The death of a senior assistant superintendent of police in a private mental healthcare clinic located in the city's Adabor has raised more questions than can be answered. Reportedly, the clinic is one of those running illegally in the area comprising Mohammadpur, Shyamoli and Adabor. In recent drives against other medical facilities, quite a few of those were either sealed or fined and a ward boy along with a secondary pass man posing as MBBS surgeon were hauled into prison for conducting operation on patients. Clearly, a combing operation by the law-enforcement agencies against the ubiquitous so-called private health facilities is a need of the time. The allegation is that Anisul Karim was admitted to the National Institute of Mental Health and Hospital but interrogation of the 10 arrestees by the police indicates that the police officer was persuaded to come over to Mind Aid. Like similar other private health facilities, Mind Aid also may have relied on snaring patients from government and other private hospitals with help from persuasive intermediaries.
Healthcare in this country is a neglected area, mental health only more so. Again, the psychiatry and psychological aid available lag far behind the highly advanced psychotherapy in the Western world and even in neighbouring India. When the general standard of treatment of mental disorder leaves much to be desired, what can happen in a fake mental health clinic is anybody's guess. At a time when the pandemic is adversely affecting people's mental make-up, psychotherapy can surely play an important role in helping people overcome their mental depression and other related issues. As there is no sign that coronavirus will disappear soon from the face of the Earth, more and more people -- the young and adolescents in particular -- are likely to develop mental ailments out of frustration and helplessness.
Here is a clear case how some health facilities take undue advantage of the rising incidence of mental illness. An assistant superintendent of police is a man of responsibility and he felt prompted from within that he needed psychological aid. A person who can feel that he needs psychotherapy at no point should be subjected to the kind of physical assault similar to mob lynching within a hospital. The CCTV footage shown by a TV channel is clear enough that the employees of Mind Aid acted like thugs and were responsible for the untimely death of a police officer who sought treatment there as a patient.

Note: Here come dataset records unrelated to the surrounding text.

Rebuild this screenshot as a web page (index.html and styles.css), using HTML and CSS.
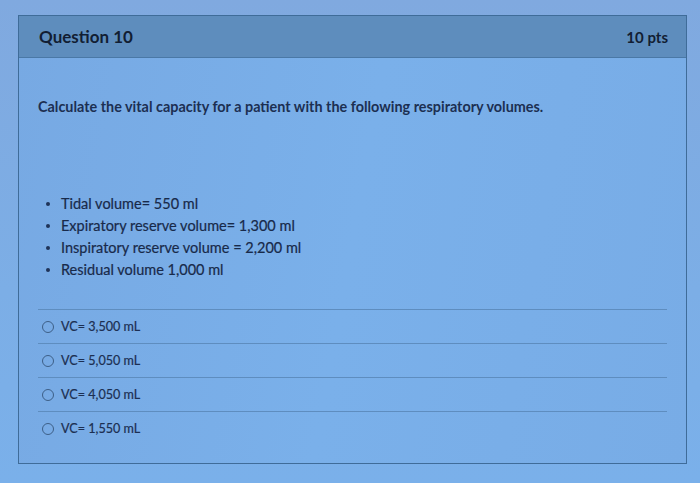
FILE: index.html
```html
<!DOCTYPE html>
<html>
<head>
<meta charset="utf-8">
<link rel="stylesheet" href="styles.css">
</head>
<body>
<div class="card">
  <div class="card-header">
    <span class="title">Question 10</span>
    <span class="pts">10 pts</span>
  </div>
  <div class="card-body">
    <p class="question">Calculate the vital capacity for a patient with the following respiratory volumes.</p>
    <ul class="volumes">
      <li>Tidal volume= 550 ml</li>
      <li>Expiratory reserve volume= 1,300 ml</li>
      <li>Inspiratory reserve volume = 2,200 ml</li>
      <li>Residual volume 1,000 ml</li>
    </ul>
    <div class="answers">
      <label class="answer"><span class="radio"></span>VC= 3,500 mL</label>
      <label class="answer"><span class="radio"></span>VC= 5,050 mL</label>
      <label class="answer"><span class="radio"></span>VC= 4,050 mL</label>
      <label class="answer"><span class="radio"></span>VC= 1,550 mL</label>
    </div>
  </div>
</div>
</body>
</html>
```
FILE: styles.css
```css
html, body {
  margin: 0;
  padding: 0;
}
body {
  width: 700px;
  height: 483px;
  overflow: hidden;
  background: linear-gradient(180deg, #80a9df 0%, #7caee6 60%, #7ab0ea 100%);
  font-family: Lato, "Open Sans", sans-serif;
  color: #1b2a48;
  padding: 15px 0 0 18px;
  box-sizing: border-box;
}
.card {
  width: 669px;
  height: 449px;
  box-sizing: border-box;
  border: 1px solid #3f6c99;
  background: linear-gradient(100deg, #77a9e3 0%, #7ab0ea 50%, #78ace6 100%);
}
.card-header {
  height: 42px;
  box-sizing: border-box;
  display: flex;
  align-items: center;
  justify-content: space-between;
  padding: 0 18px 0 20px;
  background: #5e8dbd;
  border-bottom: 1px solid #4a78a6;
}
.title {
  font-size: 17px;
  font-weight: 700;
  color: #121e33;
}
.pts {
  font-size: 15px;
  font-weight: 700;
  color: #121e33;
}
.card-body {
  padding: 39px 19px 0 19px;
}
.question {
  margin: 0;
  font-size: 14.4px;
  line-height: 20px;
  font-weight: 700;
  color: #1c2f52;
}
.volumes {
  margin: 76px 0 0 0;
  padding: 0 0 0 23px;
  list-style: none;
}
.volumes li {
  position: relative;
  font-size: 14.5px;
  line-height: 22px;
  color: #182a4a;
  -webkit-text-stroke: 0.2px #182a4a;
}
.volumes li::before {
  content: "";
  position: absolute;
  left: -15px;
  top: 9px;
  width: 4px;
  height: 4px;
  border-radius: 50%;
  background: #1f3358;
}
.answers {
  margin-top: 28px;
}
.answer {
  display: flex;
  align-items: center;
  height: 34px;
  box-sizing: border-box;
  border-top: 1px solid #5e8dbf;
  font-size: 12.6px;
  color: #1c2f52;
  -webkit-text-stroke: 0.2px #1c2f52;
  padding-left: 4px;
}
.radio {
  width: 10px;
  height: 10px;
  border: 1px solid #3d5f87;
  border-radius: 50%;
  margin-right: 7px;
  background: transparent;
}
```
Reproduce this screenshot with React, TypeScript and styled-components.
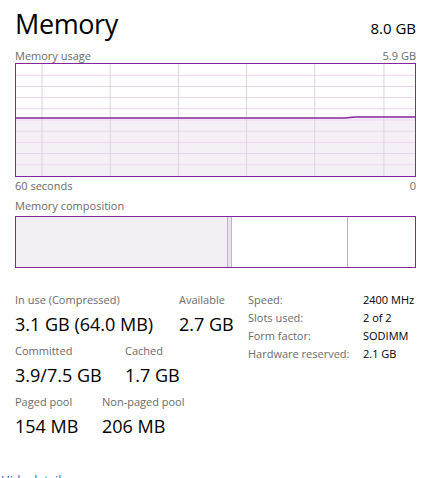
import React from "react";
import styled, { createGlobalStyle } from "styled-components";

const Global = createGlobalStyle`
  html, body { margin: 0; padding: 0; background: #fff; overflow: hidden; }
  body { font-family: "Open Sans", "Noto Sans", sans-serif; color: #000; }
`;

const Page = styled.div`
  width: 432px;
  height: 478px;
  box-sizing: border-box;
  padding: 8px 16px 0 15px;
  display: flex;
  flex-direction: column;
`;

const Header = styled.div`
  display: flex;
  justify-content: space-between;
  align-items: baseline;
  height: 40px;
`;

const Title = styled.div`
  font-size: 27px;
  line-height: 32px;
  letter-spacing: -0.4px;
`;

const Total = styled.div`
  font-size: 15px;
  line-height: 20px;
`;

const CaptionRow = styled.div<{ $h?: number }>`
  display: flex;
  justify-content: space-between;
  font-size: 11px;
  line-height: 15px;
  color: #6b6b6b;
  height: ${(p) => p.$h ?? 15}px;
`;

const GraphBox = styled.div`
  width: 401px;
  height: 114px;
  box-sizing: border-box;
  border: 1.5px solid #85269f;
  background: #fff;
`;

const GraphSvg = styled.svg`
  display: block;
  width: 100%;
  height: 100%;
`;

const CompBox = styled.div`
  width: 401px;
  height: 52px;
  box-sizing: border-box;
  border: 1.5px solid #85269f;
  display: flex;
`;

const Seg = styled.div<{ $w: number; $bg: string; $last?: boolean }>`
  width: ${(p) => p.$w}px;
  flex: ${(p) => (p.$last ? "1" : "none")};
  background: ${(p) => p.$bg};
  border-right: ${(p) => (p.$last ? "none" : "1px solid #c6acd0")};
`;

const Stats = styled.div`
  display: flex;
  align-items: flex-start;
  margin-top: 24px;
`;

const LeftStats = styled.div`
  width: 233px;
  display: flex;
  flex-direction: column;
  gap: 7px;
`;

const StatRow = styled.div`
  display: flex;
`;

const StatCol = styled.div<{ $w?: number }>`
  width: ${(p) => (p.$w ? `${p.$w}px` : "auto")};
  display: flex;
  flex-direction: column;
`;

const StatLabel = styled.div`
  font-size: 11px;
  line-height: 15px;
  color: #6b6b6b;
  height: 20px;
`;

const StatValue = styled.div`
  font-size: 18px;
  line-height: 24px;
  white-space: nowrap;
`;

const Table = styled.div`
  display: grid;
  grid-template-columns: 115px auto;
  align-content: start;
  row-gap: 3px;
  font-size: 11px;
  line-height: 15px;
`;

const TLabel = styled.div`
  color: #6b6b6b;
`;

const TValue = styled.div`
  color: #000;
`;

const Footer = styled.div`
  margin-top: auto;
  margin-left: -14px;
  font-size: 12px;
  line-height: 16px;
  color: #1a5fb4;
  height: 5px;
  overflow: visible;
`;

const W = 398;
const H = 111;

function Graph() {
  const hLines = Array.from({ length: 9 }, (_, i) => ((i + 1) * H) / 10);
  const vLines = [26, 94, 162, 230, 298, 367];
  const yLine = 53.5;
  const yLine2 = 52.5;
  const path = `M0 ${yLine} L328 ${yLine} L338 ${yLine2} L${W} ${yLine2}`;
  const fill = `${path} L${W} ${H} L0 ${H} Z`;
  return (
    <GraphSvg viewBox={`0 0 ${W} ${H}`} preserveAspectRatio="none">
      <path d={fill} fill="#f4f0f6" />
      {hLines.map((y, i) => (
        <line
          key={`h${i}`}
          x1={0}
          x2={W}
          y1={y}
          y2={y}
          stroke={i % 2 === 0 ? "#efd6ee" : "#e4d8e8"}
          strokeWidth={1}
        />
      ))}
      {vLines.map((x, i) => (
        <line key={`v${i}`} x1={x} x2={x} y1={0} y2={H} stroke="#ddd2e2" strokeWidth={1} />
      ))}
      <path d={path} fill="none" stroke="#85269f" strokeWidth={1.5} />
    </GraphSvg>
  );
}

export default function App() {
  return (
    <>
      <Global />
      <Page>
        <Header>
          <Title>Memory</Title>
          <Total>8.0 GB</Total>
        </Header>
        <CaptionRow>
          <span>Memory usage</span>
          <span>5.9 GB</span>
        </CaptionRow>
        <GraphBox>
          <Graph />
        </GraphBox>
        <CaptionRow $h={20} style={{ marginTop: 1 }}>
          <span>60 seconds</span>
          <span>0</span>
        </CaptionRow>
        <CaptionRow $h={18}>
          <span>Memory composition</span>
        </CaptionRow>
        <CompBox>
          <Seg $w={211} $bg="#f3f0f5" />
          <Seg $w={3} $bg="#ece2f0" />
          <Seg $w={115} $bg="#fff" />
          <Seg $w={0} $bg="#fff" $last />
        </CompBox>
        <Stats>
          <LeftStats>
            <StatRow>
              <StatCol $w={164}>
                <StatLabel>In use (Compressed)</StatLabel>
                <StatValue>3.1 GB (64.0 MB)</StatValue>
              </StatCol>
              <StatCol>
                <StatLabel>Available</StatLabel>
                <StatValue>2.7 GB</StatValue>
              </StatCol>
            </StatRow>
            <StatRow>
              <StatCol $w={110}>
                <StatLabel>Committed</StatLabel>
                <StatValue>3.9/7.5 GB</StatValue>
              </StatCol>
              <StatCol>
                <StatLabel>Cached</StatLabel>
                <StatValue>1.7 GB</StatValue>
              </StatCol>
            </StatRow>
            <StatRow>
              <StatCol $w={87}>
                <StatLabel>Paged pool</StatLabel>
                <StatValue>154 MB</StatValue>
              </StatCol>
              <StatCol>
                <StatLabel>Non-paged pool</StatLabel>
                <StatValue>206 MB</StatValue>
              </StatCol>
            </StatRow>
          </LeftStats>
          <Table>
            <TLabel>Speed:</TLabel>
            <TValue>2400 MHz</TValue>
            <TLabel>Slots used:</TLabel>
            <TValue>2 of 2</TValue>
            <TLabel>Form factor:</TLabel>
            <TValue>SODIMM</TValue>
            <TLabel>Hardware reserved:</TLabel>
            <TValue>2.1 GB</TValue>
          </Table>
        </Stats>
        <Footer>Hide details</Footer>
      </Page>
    </>
  );
}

Most such private psychiatric centres have a corps of untrained personnel. Application of physical force rather than persuasion does more harm than good to patients. A serious probe will unravel the instance of fatal highhandedness. They need understanding of the patients' psychology from the very beginning. More importantly, they must have compassion without which their dealing with patients runs the risk of leading to tragedies like the one at Mind Aid. Just as there is physical illness so can be an incidence of mental ailment. A change in social perception and development of mental treatment facilities with adequately trained hands can rehabilitate people with psychiatric issues.